Set exercise: Write the data out again, character for character, with no images.

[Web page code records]
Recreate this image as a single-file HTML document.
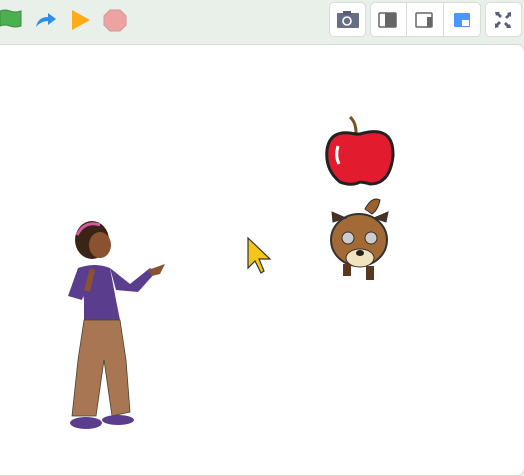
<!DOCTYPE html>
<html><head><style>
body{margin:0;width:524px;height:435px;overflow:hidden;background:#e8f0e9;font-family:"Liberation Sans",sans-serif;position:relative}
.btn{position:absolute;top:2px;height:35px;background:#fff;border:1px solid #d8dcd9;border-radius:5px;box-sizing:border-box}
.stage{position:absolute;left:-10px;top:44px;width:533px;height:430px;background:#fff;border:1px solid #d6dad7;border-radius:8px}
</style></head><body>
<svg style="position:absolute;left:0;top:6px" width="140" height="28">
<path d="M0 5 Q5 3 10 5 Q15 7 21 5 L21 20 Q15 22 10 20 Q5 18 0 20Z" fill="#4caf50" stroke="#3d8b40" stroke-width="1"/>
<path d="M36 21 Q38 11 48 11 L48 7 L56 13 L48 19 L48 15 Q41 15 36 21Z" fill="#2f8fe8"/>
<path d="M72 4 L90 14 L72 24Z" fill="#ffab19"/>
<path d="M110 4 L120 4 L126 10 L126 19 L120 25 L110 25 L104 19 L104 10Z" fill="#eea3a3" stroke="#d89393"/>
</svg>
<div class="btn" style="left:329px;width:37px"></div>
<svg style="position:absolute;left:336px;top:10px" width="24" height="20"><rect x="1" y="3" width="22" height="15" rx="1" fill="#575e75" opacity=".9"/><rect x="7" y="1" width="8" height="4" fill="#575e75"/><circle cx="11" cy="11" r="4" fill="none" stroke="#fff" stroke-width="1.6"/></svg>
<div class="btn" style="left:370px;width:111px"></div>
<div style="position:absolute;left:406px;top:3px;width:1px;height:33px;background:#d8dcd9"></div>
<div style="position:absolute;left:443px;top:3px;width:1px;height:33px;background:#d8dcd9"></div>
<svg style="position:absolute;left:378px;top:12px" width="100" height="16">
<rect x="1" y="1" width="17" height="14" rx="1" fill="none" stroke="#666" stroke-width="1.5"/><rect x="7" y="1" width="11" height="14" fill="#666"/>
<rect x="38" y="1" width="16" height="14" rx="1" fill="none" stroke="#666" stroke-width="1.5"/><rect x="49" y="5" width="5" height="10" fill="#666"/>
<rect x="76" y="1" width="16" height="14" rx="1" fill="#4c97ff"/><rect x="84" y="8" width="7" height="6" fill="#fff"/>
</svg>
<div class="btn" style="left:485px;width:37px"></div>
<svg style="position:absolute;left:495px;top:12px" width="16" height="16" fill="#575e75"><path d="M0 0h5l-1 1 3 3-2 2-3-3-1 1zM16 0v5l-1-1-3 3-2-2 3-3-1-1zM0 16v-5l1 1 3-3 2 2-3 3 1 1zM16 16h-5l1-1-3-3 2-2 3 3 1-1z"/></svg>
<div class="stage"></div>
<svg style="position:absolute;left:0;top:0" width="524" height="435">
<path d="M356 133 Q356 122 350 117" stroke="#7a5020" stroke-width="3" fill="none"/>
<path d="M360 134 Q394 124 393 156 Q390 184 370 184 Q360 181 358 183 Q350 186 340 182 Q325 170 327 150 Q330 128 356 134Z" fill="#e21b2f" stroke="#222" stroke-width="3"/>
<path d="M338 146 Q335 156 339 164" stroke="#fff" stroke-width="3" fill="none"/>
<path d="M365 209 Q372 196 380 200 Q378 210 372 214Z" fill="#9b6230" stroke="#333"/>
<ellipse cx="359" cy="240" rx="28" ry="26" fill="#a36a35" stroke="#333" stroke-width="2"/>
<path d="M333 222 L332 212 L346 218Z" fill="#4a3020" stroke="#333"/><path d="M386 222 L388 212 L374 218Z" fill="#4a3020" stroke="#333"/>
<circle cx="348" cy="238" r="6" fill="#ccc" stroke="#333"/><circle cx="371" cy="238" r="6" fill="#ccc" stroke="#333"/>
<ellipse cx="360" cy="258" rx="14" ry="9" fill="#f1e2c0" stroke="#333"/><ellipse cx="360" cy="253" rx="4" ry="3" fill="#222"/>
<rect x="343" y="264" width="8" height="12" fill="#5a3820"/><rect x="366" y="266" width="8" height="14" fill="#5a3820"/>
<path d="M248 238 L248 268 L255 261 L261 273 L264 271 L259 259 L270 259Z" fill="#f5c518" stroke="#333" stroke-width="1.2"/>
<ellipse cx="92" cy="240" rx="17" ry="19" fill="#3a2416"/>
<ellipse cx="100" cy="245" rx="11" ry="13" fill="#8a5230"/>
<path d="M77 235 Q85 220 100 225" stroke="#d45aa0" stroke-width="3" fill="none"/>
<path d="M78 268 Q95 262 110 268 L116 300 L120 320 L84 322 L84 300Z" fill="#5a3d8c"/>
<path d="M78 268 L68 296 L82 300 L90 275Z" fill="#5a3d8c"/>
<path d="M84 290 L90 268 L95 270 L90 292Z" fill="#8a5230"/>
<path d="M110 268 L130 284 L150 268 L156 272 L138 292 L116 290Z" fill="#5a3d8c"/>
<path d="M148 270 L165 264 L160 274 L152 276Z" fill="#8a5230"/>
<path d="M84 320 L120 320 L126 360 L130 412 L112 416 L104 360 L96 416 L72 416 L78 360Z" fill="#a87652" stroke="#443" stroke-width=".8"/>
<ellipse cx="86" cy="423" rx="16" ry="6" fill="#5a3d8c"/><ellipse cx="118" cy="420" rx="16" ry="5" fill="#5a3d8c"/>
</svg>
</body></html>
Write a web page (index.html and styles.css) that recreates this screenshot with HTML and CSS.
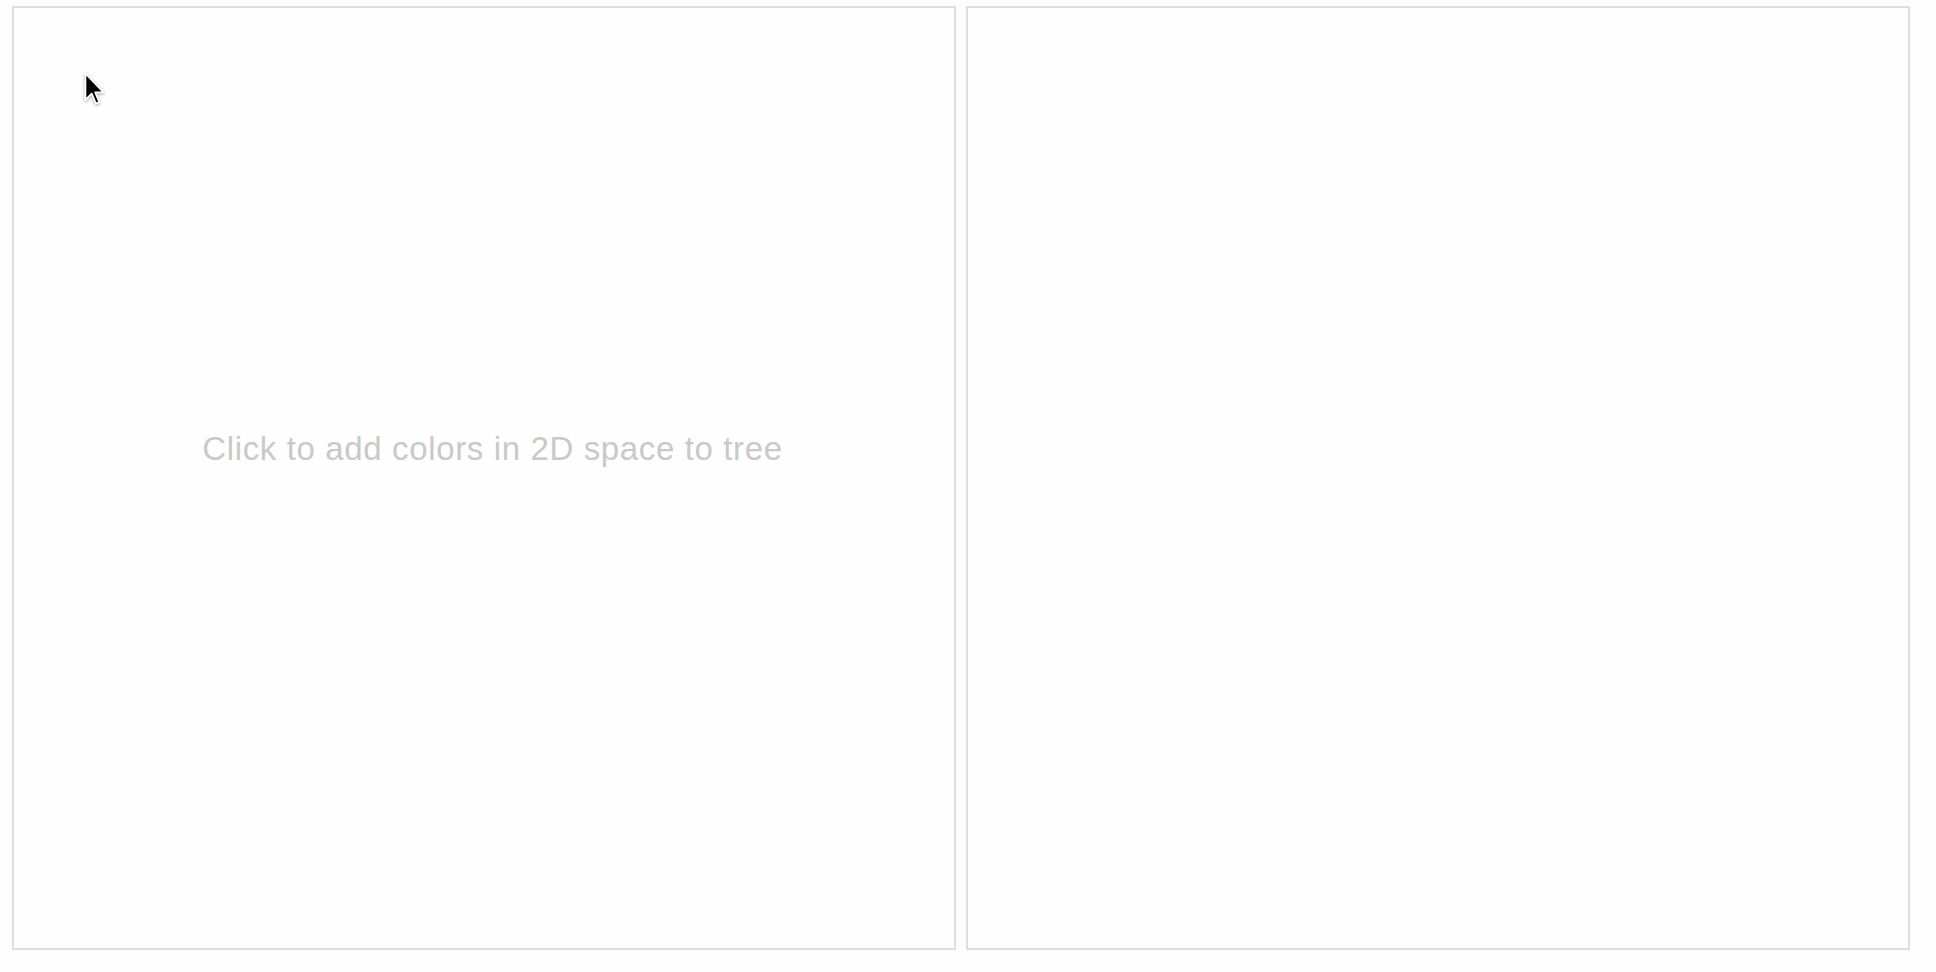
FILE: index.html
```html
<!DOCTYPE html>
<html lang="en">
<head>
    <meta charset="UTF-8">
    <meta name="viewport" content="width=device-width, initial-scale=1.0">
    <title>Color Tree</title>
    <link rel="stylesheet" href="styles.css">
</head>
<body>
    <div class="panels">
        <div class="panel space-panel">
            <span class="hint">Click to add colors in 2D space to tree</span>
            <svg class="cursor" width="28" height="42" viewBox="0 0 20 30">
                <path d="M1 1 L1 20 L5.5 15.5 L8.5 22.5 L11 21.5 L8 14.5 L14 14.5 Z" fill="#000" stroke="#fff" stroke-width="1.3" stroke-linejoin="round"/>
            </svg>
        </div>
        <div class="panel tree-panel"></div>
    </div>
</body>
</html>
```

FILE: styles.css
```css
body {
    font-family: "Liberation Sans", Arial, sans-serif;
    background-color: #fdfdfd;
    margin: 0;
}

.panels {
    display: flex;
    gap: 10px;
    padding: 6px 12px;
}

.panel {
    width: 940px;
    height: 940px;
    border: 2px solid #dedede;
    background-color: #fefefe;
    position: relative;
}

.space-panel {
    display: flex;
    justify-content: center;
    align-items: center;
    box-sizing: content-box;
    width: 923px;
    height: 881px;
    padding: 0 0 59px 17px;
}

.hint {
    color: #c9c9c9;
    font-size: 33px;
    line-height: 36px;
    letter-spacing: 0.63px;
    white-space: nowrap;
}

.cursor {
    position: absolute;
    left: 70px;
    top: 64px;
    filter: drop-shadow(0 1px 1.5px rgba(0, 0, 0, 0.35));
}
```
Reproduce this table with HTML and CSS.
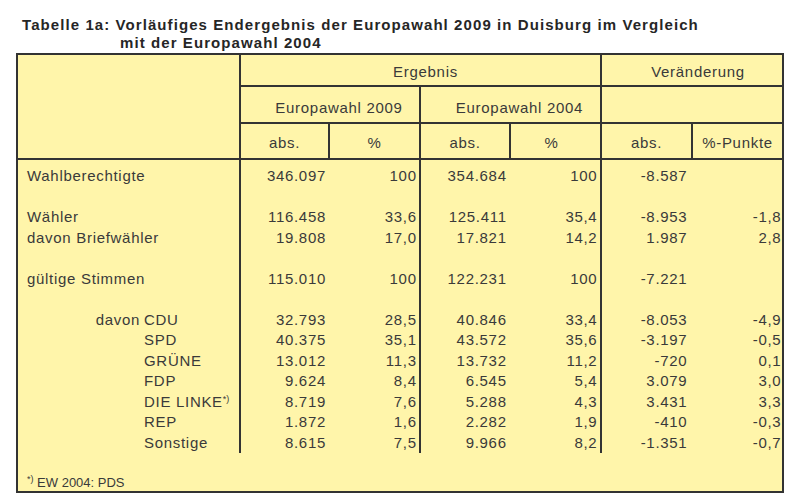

Task result:
Recreate this image as a single-file HTML document.
<!DOCTYPE html>
<html><head><style>
body{margin:0;width:524px;height:435px;overflow:hidden;background:#e8f0e9;font-family:"Liberation Sans",sans-serif;position:relative}
.btn{position:absolute;top:2px;height:35px;background:#fff;border:1px solid #d8dcd9;border-radius:5px;box-sizing:border-box}
.stage{position:absolute;left:-10px;top:44px;width:533px;height:430px;background:#fff;border:1px solid #d6dad7;border-radius:8px}
</style></head><body>
<svg style="position:absolute;left:0;top:6px" width="140" height="28">
<path d="M0 5 Q5 3 10 5 Q15 7 21 5 L21 20 Q15 22 10 20 Q5 18 0 20Z" fill="#4caf50" stroke="#3d8b40" stroke-width="1"/>
<path d="M36 21 Q38 11 48 11 L48 7 L56 13 L48 19 L48 15 Q41 15 36 21Z" fill="#2f8fe8"/>
<path d="M72 4 L90 14 L72 24Z" fill="#ffab19"/>
<path d="M110 4 L120 4 L126 10 L126 19 L120 25 L110 25 L104 19 L104 10Z" fill="#eea3a3" stroke="#d89393"/>
</svg>
<div class="btn" style="left:329px;width:37px"></div>
<svg style="position:absolute;left:336px;top:10px" width="24" height="20"><rect x="1" y="3" width="22" height="15" rx="1" fill="#575e75" opacity=".9"/><rect x="7" y="1" width="8" height="4" fill="#575e75"/><circle cx="11" cy="11" r="4" fill="none" stroke="#fff" stroke-width="1.6"/></svg>
<div class="btn" style="left:370px;width:111px"></div>
<div style="position:absolute;left:406px;top:3px;width:1px;height:33px;background:#d8dcd9"></div>
<div style="position:absolute;left:443px;top:3px;width:1px;height:33px;background:#d8dcd9"></div>
<svg style="position:absolute;left:378px;top:12px" width="100" height="16">
<rect x="1" y="1" width="17" height="14" rx="1" fill="none" stroke="#666" stroke-width="1.5"/><rect x="7" y="1" width="11" height="14" fill="#666"/>
<rect x="38" y="1" width="16" height="14" rx="1" fill="none" stroke="#666" stroke-width="1.5"/><rect x="49" y="5" width="5" height="10" fill="#666"/>
<rect x="76" y="1" width="16" height="14" rx="1" fill="#4c97ff"/><rect x="84" y="8" width="7" height="6" fill="#fff"/>
</svg>
<div class="btn" style="left:485px;width:37px"></div>
<svg style="position:absolute;left:495px;top:12px" width="16" height="16" fill="#575e75"><path d="M0 0h5l-1 1 3 3-2 2-3-3-1 1zM16 0v5l-1-1-3 3-2-2 3-3-1-1zM0 16v-5l1 1 3-3 2 2-3 3 1 1zM16 16h-5l1-1-3-3 2-2 3 3 1-1z"/></svg>
<div class="stage"></div>
<svg style="position:absolute;left:0;top:0" width="524" height="435">
<path d="M356 133 Q356 122 350 117" stroke="#7a5020" stroke-width="3" fill="none"/>
<path d="M360 134 Q394 124 393 156 Q390 184 370 184 Q360 181 358 183 Q350 186 340 182 Q325 170 327 150 Q330 128 356 134Z" fill="#e21b2f" stroke="#222" stroke-width="3"/>
<path d="M338 146 Q335 156 339 164" stroke="#fff" stroke-width="3" fill="none"/>
<path d="M365 209 Q372 196 380 200 Q378 210 372 214Z" fill="#9b6230" stroke="#333"/>
<ellipse cx="359" cy="240" rx="28" ry="26" fill="#a36a35" stroke="#333" stroke-width="2"/>
<path d="M333 222 L332 212 L346 218Z" fill="#4a3020" stroke="#333"/><path d="M386 222 L388 212 L374 218Z" fill="#4a3020" stroke="#333"/>
<circle cx="348" cy="238" r="6" fill="#ccc" stroke="#333"/><circle cx="371" cy="238" r="6" fill="#ccc" stroke="#333"/>
<ellipse cx="360" cy="258" rx="14" ry="9" fill="#f1e2c0" stroke="#333"/><ellipse cx="360" cy="253" rx="4" ry="3" fill="#222"/>
<rect x="343" y="264" width="8" height="12" fill="#5a3820"/><rect x="366" y="266" width="8" height="14" fill="#5a3820"/>
<path d="M248 238 L248 268 L255 261 L261 273 L264 271 L259 259 L270 259Z" fill="#f5c518" stroke="#333" stroke-width="1.2"/>
<ellipse cx="92" cy="240" rx="17" ry="19" fill="#3a2416"/>
<ellipse cx="100" cy="245" rx="11" ry="13" fill="#8a5230"/>
<path d="M77 235 Q85 220 100 225" stroke="#d45aa0" stroke-width="3" fill="none"/>
<path d="M78 268 Q95 262 110 268 L116 300 L120 320 L84 322 L84 300Z" fill="#5a3d8c"/>
<path d="M78 268 L68 296 L82 300 L90 275Z" fill="#5a3d8c"/>
<path d="M84 290 L90 268 L95 270 L90 292Z" fill="#8a5230"/>
<path d="M110 268 L130 284 L150 268 L156 272 L138 292 L116 290Z" fill="#5a3d8c"/>
<path d="M148 270 L165 264 L160 274 L152 276Z" fill="#8a5230"/>
<path d="M84 320 L120 320 L126 360 L130 412 L112 416 L104 360 L96 416 L72 416 L78 360Z" fill="#a87652" stroke="#443" stroke-width=".8"/>
<ellipse cx="86" cy="423" rx="16" ry="6" fill="#5a3d8c"/><ellipse cx="118" cy="420" rx="16" ry="5" fill="#5a3d8c"/>
</svg>
</body></html>
Write a web page (index.html and styles.css) that recreates this screenshot with HTML and CSS.
FILE: index.html
```html
<!DOCTYPE html>
<html lang="en">
<head>
    <meta charset="UTF-8">
    <meta name="viewport" content="width=device-width, initial-scale=1.0">
    <title>Color Tree</title>
    <link rel="stylesheet" href="styles.css">
</head>
<body>
    <div class="panels">
        <div class="panel space-panel">
            <span class="hint">Click to add colors in 2D space to tree</span>
            <svg class="cursor" width="28" height="42" viewBox="0 0 20 30">
                <path d="M1 1 L1 20 L5.5 15.5 L8.5 22.5 L11 21.5 L8 14.5 L14 14.5 Z" fill="#000" stroke="#fff" stroke-width="1.3" stroke-linejoin="round"/>
            </svg>
        </div>
        <div class="panel tree-panel"></div>
    </div>
</body>
</html>
```

FILE: styles.css
```css
body {
    font-family: "Liberation Sans", Arial, sans-serif;
    background-color: #fdfdfd;
    margin: 0;
}

.panels {
    display: flex;
    gap: 10px;
    padding: 6px 12px;
}

.panel {
    width: 940px;
    height: 940px;
    border: 2px solid #dedede;
    background-color: #fefefe;
    position: relative;
}

.space-panel {
    display: flex;
    justify-content: center;
    align-items: center;
    box-sizing: content-box;
    width: 923px;
    height: 881px;
    padding: 0 0 59px 17px;
}

.hint {
    color: #c9c9c9;
    font-size: 33px;
    line-height: 36px;
    letter-spacing: 0.63px;
    white-space: nowrap;
}

.cursor {
    position: absolute;
    left: 70px;
    top: 64px;
    filter: drop-shadow(0 1px 1.5px rgba(0, 0, 0, 0.35));
}
```
Reproduce this table with HTML and CSS.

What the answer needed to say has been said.